Memorable presentations are ones that allow listener/s to process your information and build a memory picture or cognitive map as they go along. In speaking for maximum conformity to how a person’s working memory works, select from the following guidelines:

  1. make your language simple, clear, precise, and make sure you use concrete words. The majority of your listeners need concrete words, and plenty of verbs, to understand your content.
  2. Don’t use pollie-speak, bureaucratese, moneyspeak or any of the other gobbeldygook languages. You don’t need to inflate your intellectual vanity by telling your audience you know how to speak like a pointy-head.
  3. Convert specialist acronyms and shorthand descriptions into clear, unambiguous language. Eg. Instead of CPI, call it the Cost of Living.
  4. Contain one idea per sentence. Long sentences with subordinate or dependent clauses are for books, magazine, and newspapers, not spoken language.
  5. Go and get de-purpled if you’re into purple prose. Be careful and economical with adjectives and flowery language. Be unique, yes, but try not to be pompous.
  6. Use active voice and tense when you wish to get people really involved in your content. Use the passive voice and tense when you want your listeners to be detached observers of some experience. Too much usage of passive voice however can result in an audience becoming lethargic and disinterested.

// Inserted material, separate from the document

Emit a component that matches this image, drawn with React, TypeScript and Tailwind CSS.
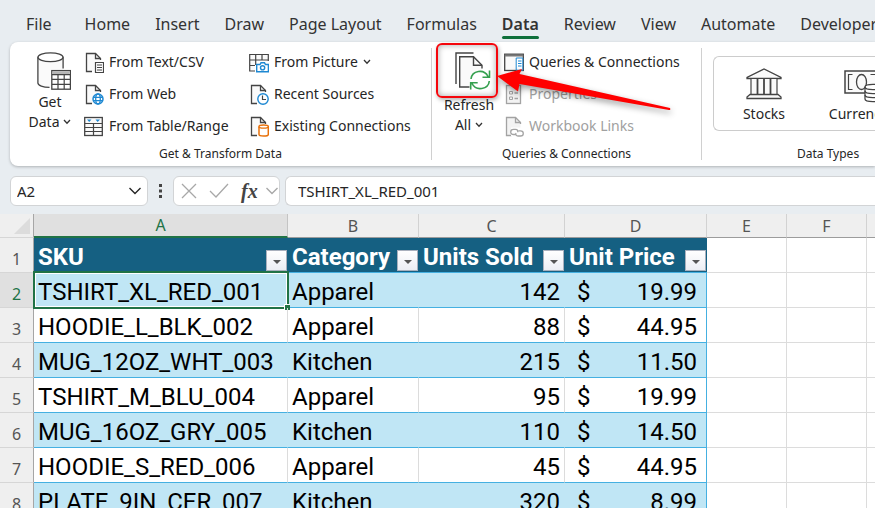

  7. Build your argument logically. Use illustrations and visual imagery to connect point to point.
  8. Use metaphors, as they are a short way for your listener to understand often complex ideas. Don’t mix your metaphors or you may find yourself up a tree without a paddle!
  9. Be careful with tautologies, like “new initiative” “lone individual” and all those other sillinesses because they direct your listener’s attention away from your argument.
  10. Build in suspense, questions, and cliff-hangers.